Hi, I’ve been investigating this issue these days. The approach you provided seems working properly. Thank you so much!!!

However, I also tried something like this:

y = wx
y1 = w1x1
y.data = y1.data

From my understanding, this should also work. But it actually led to different result from your approach. Do you know why is that?

InnovArul · September 27, 2018, 3:37pm

Autograd does not trace this operation (manually changing the data attribute) and hence different result.

Shen · September 27, 2018, 9:34pm

Hi, thanks for your reply. I still don’t get what do you mean by “not trace this operation”. I tried to create a simple network with only 2 parameters, w1 and w2. The middle layer is given by y1=w1x, and the output layer is given by y2 = w2y1. Now if I simply do

y1 = w1x
temp = torch.tensor([1.0, 2.0])
y1.data = temp.data

The backward gradient seems getting calculated properly. How and in which cases do .data cause problems?

ptrblck · September 27, 2018, 11:15pm

As @InnovArul said, the manipulation of data won’t be traced and thus might lead to a wrong result.
Here is a simple example demonstrating this issue.
In the first part of the code, we just calculate the loss for our operations and apply the gradient on w.
We expect values of [[17., 17.]] after the update.
In the second example, I’ve manipulated the underlying data of w after the gradient calculation.
Autograd did not trace this manipulation and the gradients for the original w are now applied on the manipulated w.


# Standard approach
x = torch.ones(1, 2)
w = torch.ones(2, 1, requires_grad=True)
target = torch.full((1,), 10.)
optimizer = torch.optim.SGD([w], lr=1.)

output = x.mm(w)
loss = (output - target)**2
loss.backward()
print(w.grad)
> tensor([[-16.],
          [-16.]])
optimizer.step()
print(w)
> tensor([[ 17.],
          [ 17.]])

# Now manipulate the underlying data
w = torch.ones(2, 1, requires_grad=True)
optimizer = torch.optim.SGD([w], lr=1.)

output = x.mm(w)
loss = (output - target)**2
loss.backward()
print(w.grad)
> tensor([[-16.],
          [-16.]])
w.data = torch.full((2, 1), -100.)
optimizer.step()
print(w)
> tensor([[-84.],
          [-84.]])

Shen · September 28, 2018, 12:12am

Oh, I see. So in my example above, the backward computation will use the manipulated value of y1 (i.e. temp) instead of the original one (i.e. w1x), right?

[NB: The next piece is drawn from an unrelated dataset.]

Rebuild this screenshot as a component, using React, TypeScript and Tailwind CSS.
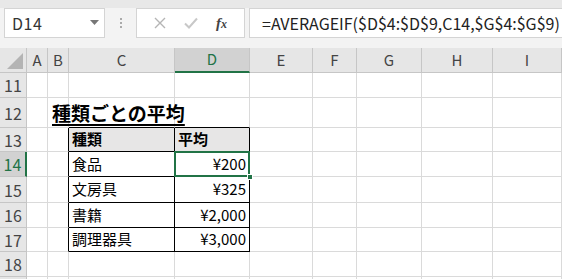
// Excel-Ausschnitt: Formelleiste + Tabelle "種類ごとの平均"

const COLS = [
  { key: "A", w: 21 },
  { key: "B", w: 21 },
  { key: "C", w: 106 },
  { key: "D", w: 75 },
  { key: "E", w: 63 },
  { key: "F", w: 44 },
  { key: "G", w: 65 },
  { key: "H", w: 71 },
  { key: "I", w: 69 },
];

const ROWS = [11, 12, 13, 14, 15, 16, 17, 18, 19];

const DATA: Record<string, string> = {
  C13: "種類",
  D13: "平均",
  C14: "食品",
  D14: "¥200",
  C15: "文房具",
  D15: "¥325",
  C16: "書籍",
  D16: "¥2,000",
  C17: "調理器具",
  D17: "¥3,000",
};

const FONT = "font-['Noto_Sans_CJK_JP','Noto_Sans',sans-serif]";

function Cell({ col, row }: { col: string; row: number }) {
  const inTable = row >= 13 && row <= 17;
  const rightBlack = inTable && (col === "B" || col === "C" || col === "D");
  const bottomBlack = row >= 12 && row <= 17 && (col === "C" || col === "D");
  const header = row === 13 && (col === "C" || col === "D");
  const numeric = col === "D" && row >= 14;
  const text = DATA[col + row];
  const selected = col === "D" && row === 14;

  return (
    <div
      className={`relative border-r border-b flex items-center px-[3px] text-[15px] text-black whitespace-nowrap ${
        rightBlack ? "border-r-black" : "border-r-[#dadada]"
      } ${bottomBlack ? "border-b-black" : "border-b-[#dadada]"} ${
        header ? "bg-[#e7e6e6] font-bold" : "bg-white"
      } ${numeric ? "justify-end" : "justify-start"}`}
    >
      {col === "B" && row === 12 && (
        <span className="absolute left-[4px] top-[1px] z-10 text-[19px] font-bold underline underline-offset-[3px] decoration-[1.5px]">
          種類ごとの平均
        </span>
      )}
      {text}
      {selected && (
        <>
          <div className="absolute -left-px -top-px -right-px -bottom-px border-2 border-[#217346] z-10" />
          <div className="absolute -right-[4px] -bottom-[4px] w-[6px] h-[6px] bg-[#217346] border border-white z-20" />
        </>
      )}
    </div>
  );
}

export default function App() {
  return (
    <div className={`w-[562px] h-[279px] overflow-hidden bg-[#f3f3f3] ${FONT}`}>
      {/* Formelleiste */}
      <div className="h-[8px] bg-[#e8e8e8]" />
      <div className="h-[30px] flex items-stretch">
        <div className="ml-[4px] w-[101px] bg-white border border-[#d4d4d4] flex items-center pl-[7px] pr-[5px] text-[16px] text-[#333]">
          <span className="flex-1 tracking-[0.5px]">D14</span>
          <svg width="9" height="6" viewBox="0 0 9 6">
            <path d="M0 0h9L4.5 5z" fill="#777" />
          </svg>
        </div>
        <div className="w-[31px] flex flex-col items-center justify-center gap-[2px]">
          <div className="w-[2px] h-[2px] bg-[#aaa]" />
          <div className="w-[2px] h-[2px] bg-[#aaa]" />
          <div className="w-[2px] h-[2px] bg-[#aaa]" />
        </div>
        <div className="w-[109px] bg-white border border-[#d4d4d4] flex items-center justify-around px-[8px]">
          <svg width="12" height="12" viewBox="0 0 12 12">
            <path d="M1 1l10 10M11 1L1 11" stroke="#b5b5b5" strokeWidth="1.4" />
          </svg>
          <svg width="14" height="12" viewBox="0 0 14 12">
            <path d="M1 6.5l4 4L13 1.5" stroke="#c8c8c8" strokeWidth="2" fill="none" />
          </svg>
          <span className="font-['Liberation_Serif',serif] italic font-bold text-[15px] text-[#444]">
            f<span className="text-[12px]">x</span>
          </span>
        </div>
        <div className="ml-[4px] flex-1 bg-white border border-[#d4d4d4] border-r-0 flex items-center pl-[12px] text-[16px] text-[#222] whitespace-nowrap overflow-hidden">
          =AVERAGEIF($D$4:$D$9,C14,$G$4:$G$9)
        </div>
      </div>
      <div className="h-[10px]" />

      {/* Tabellenblatt */}
      <div className="grid grid-cols-[27px_21px_21px_106px_75px_63px_44px_65px_71px_69px] grid-rows-[25px_25px_30px_24px_25px_26px_25px_24px_25px_25px]">
        {/* Kopfzeile */}
        <div className="relative bg-[#e6e6e6] border-r border-b border-[#c6c6c6]">
          <svg className="absolute right-[3px] bottom-[3px]" width="16" height="16" viewBox="0 0 16 16">
            <path d="M16 0V16H0z" fill="#b4b4b4" />
          </svg>
        </div>
        {COLS.map((c) =>
          c.key === "D" ? (
            <div
              key={c.key}
              className="bg-[#d2d2d2] border-r border-r-[#c6c6c6] border-b-2 border-b-[#217346] flex items-center justify-center text-[15px] text-[#217346]"
            >
              {c.key}
            </div>
          ) : (
            <div
              key={c.key}
              className="bg-[#e6e6e6] border-r border-b border-[#c6c6c6] flex items-center justify-center text-[15px] text-[#444]"
            >
              {c.key}
            </div>
          )
        )}

        {ROWS.map((r) => (
          <div key={r} className="contents">
            {r === 14 ? (
              <div className="bg-[#d2d2d2] border-r-2 border-r-[#217346] border-b border-b-[#c6c6c6] flex items-center justify-center text-[16px] text-[#217346]">
                {r}
              </div>
            ) : (
              <div className="bg-[#e6e6e6] border-r border-b border-[#c6c6c6] flex items-center justify-center text-[16px] text-[#444]">
                {r < 19 ? r : ""}
              </div>
            )}
            {COLS.map((c) => (
              <Cell key={c.key} col={c.key} row={r} />
            ))}
          </div>
        ))}
      </div>
    </div>
  );
}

But for the this code blow:

# method 1
y = wx
temp = w1x1
y.data = temp.data

# method 2
y = wx
temp = w1x1
y += (temp - y).detach_()

I still think they are equivalent, since during the backward computation, the value of y will be changed to temp in both cases. Please correct me if I’m wrong.

InnovArul · September 28, 2018, 12:25am

Ofcourse, there are many ways to make the operation equivalent in calculating gradients. It’s just not advised to do access .data, if you want to completely depend on autograd for the accuracy of your gradients.

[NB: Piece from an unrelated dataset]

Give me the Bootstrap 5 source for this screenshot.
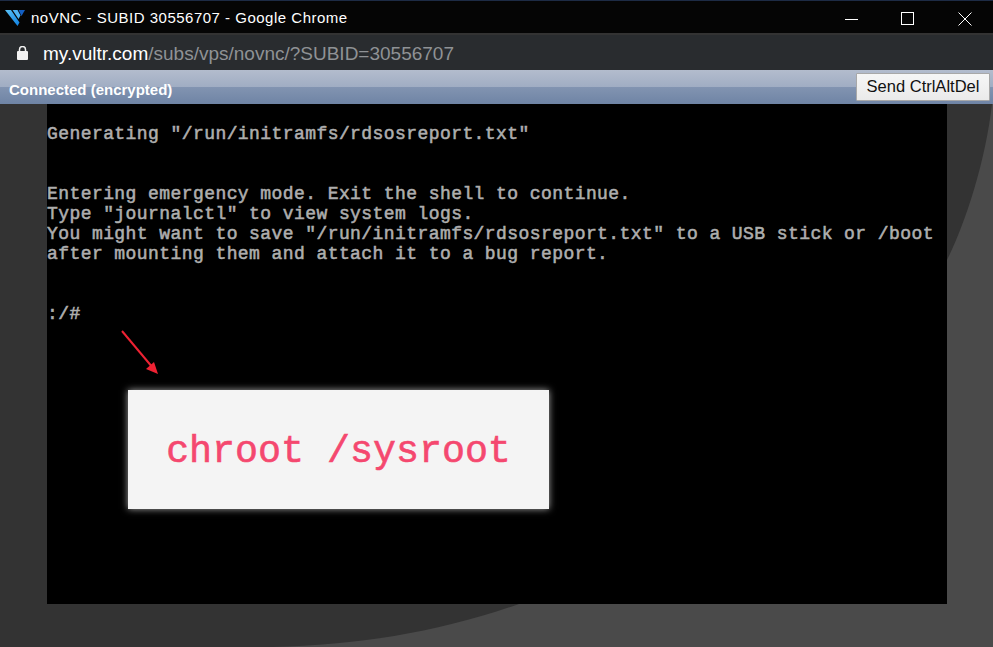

From your question on the top, I feel that your use case would be achievable by using .repeat() function of tensor. Can you have a look?

for example, you can say

y = w.repeat(1,2) * x.repeat(1,2)

Shen · September 28, 2018, 12:41am

Hi, thank you for help!! This could work, but instead of this one line code, can I split them to different lines?

w1 = w.repeat(1,2)
x1 = x.repeat(1,2)
y = w1*x1

Since w has .requires_grad set to True, Pytorch document indicates w1 will also has .requires_grad set to True. Will this change the network topology or increase the number parameters?

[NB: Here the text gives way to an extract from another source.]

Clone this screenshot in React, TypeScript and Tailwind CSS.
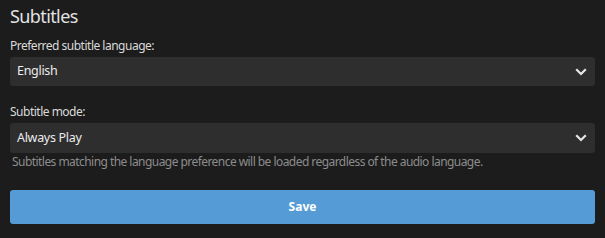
import React from 'react';

function Chevron() {
  return (
    <svg width="12" height="12" viewBox="0 0 12 12" className="text-[#e6e6e6]">
      <path d="M2 4l4 4 4-4" fill="none" stroke="currentColor" strokeWidth="2.2" strokeLinecap="square" />
    </svg>
  );
}

export default function App() {
  const font = { fontFamily: '"Noto Sans", sans-serif' };
  return (
    <div className="w-[605px] h-[238px] bg-[#1c1c1c] px-[10px] pt-[2px] text-[#e0e0e0]" style={font}>
      <h2 className="text-[18px] leading-[28px] tracking-[-0.6px] text-[#e2e2e2]">Subtitles</h2>

      {/* Preferred language */}
      <div className="mt-[7px]">
        <label className="block text-[12px] leading-[18px] tracking-[-0.5px] text-[#dadada]">Preferred subtitle language:</label>
        <div className="mt-[2px] h-[29px] rounded-[3px] bg-[#2e2e2e] flex items-center justify-between pl-[7px] pr-[8px]">
          <span className="text-[12.5px] tracking-[-0.3px] text-[#ececec]">English</span>
          <Chevron />
        </div>
      </div>

      {/* Subtitle mode */}
      <div className="mt-[17px]">
        <label className="block text-[12px] leading-[18px] tracking-[-0.5px] text-[#dadada]">Subtitle mode:</label>
        <div className="mt-[2px] h-[30px] rounded-[3px] bg-[#2e2e2e] flex items-center justify-between pl-[7px] pr-[8px]">
          <span className="text-[12.5px] tracking-[-0.3px] text-[#ececec]">Always Play</span>
          <Chevron />
        </div>
        <p className="mt-[1px] pl-[2px] text-[12px] leading-[16px] tracking-[-0.55px] text-[#8c8c8c]">
          Subtitles matching the language preference will be loaded regardless of the audio language.
        </p>
      </div>

      <button className="mt-[20px] w-full h-[34px] rounded-[3px] bg-[#559bd6] text-white text-[12px] font-bold">
        Save
      </button>
    </div>
  );
}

InnovArul · September 28, 2018, 5:44am

You can absolutely do this and it will not increase the params. i.e., w is the only param in your code (assuming x is data).

tom · September 30, 2018, 6:28am

I would generally recommend against using data at all.
There are two parts:

If you want to break the graph at a point, use .detach() instead.
If you want calculation that without autograd use with torch.no_grad():.

Using .data is a bit like using those two, but except in very special situations (e.g. the optimizer updates internally) there isn’t a good reason to use it except if you like headaches (then it is much cheaper than too much beer at the Octoberfest, though).

Best regards

Thomas

Shen · October 3, 2018, 3:27pm

Thank you all for the help!!

Shen · October 8, 2019, 7:15am

Hi, these days I went back to this problem for some reason, it seems autograd did trace data attribute. Here is an example based on yours:

x = torch.ones(1, 2)
w = torch.ones(2, 1, requires_grad=True)
target = torch.full((1,), 10.)

# manipulate data attribute
x.data = torch.cat((x,x), dim=1)
w.data = torch.cat((w,w), dim=0)

output = x.mm(w)
optimizer = torch.optim.SGD([w], lr=1.)

loss = (output - target)**2
loss.backward()
print(w.grad)
> tensor([[-12.],
          [-12.],
          [-12.],
          [-12.]])

If autograd did not trace data attribute, should w.grad have a size of 2x1 instead of 4x1? Please correct me if I’m wrong. Thx!

ptrblck · October 8, 2019, 5:19pm

Thanks for the example!
The manipulation of the .data attribute will work in your example, as you are manipulating it before performing any computation.
I would still discourage the usage of it, as it might still break, if you manipulate the data after some of the computation graph was already created.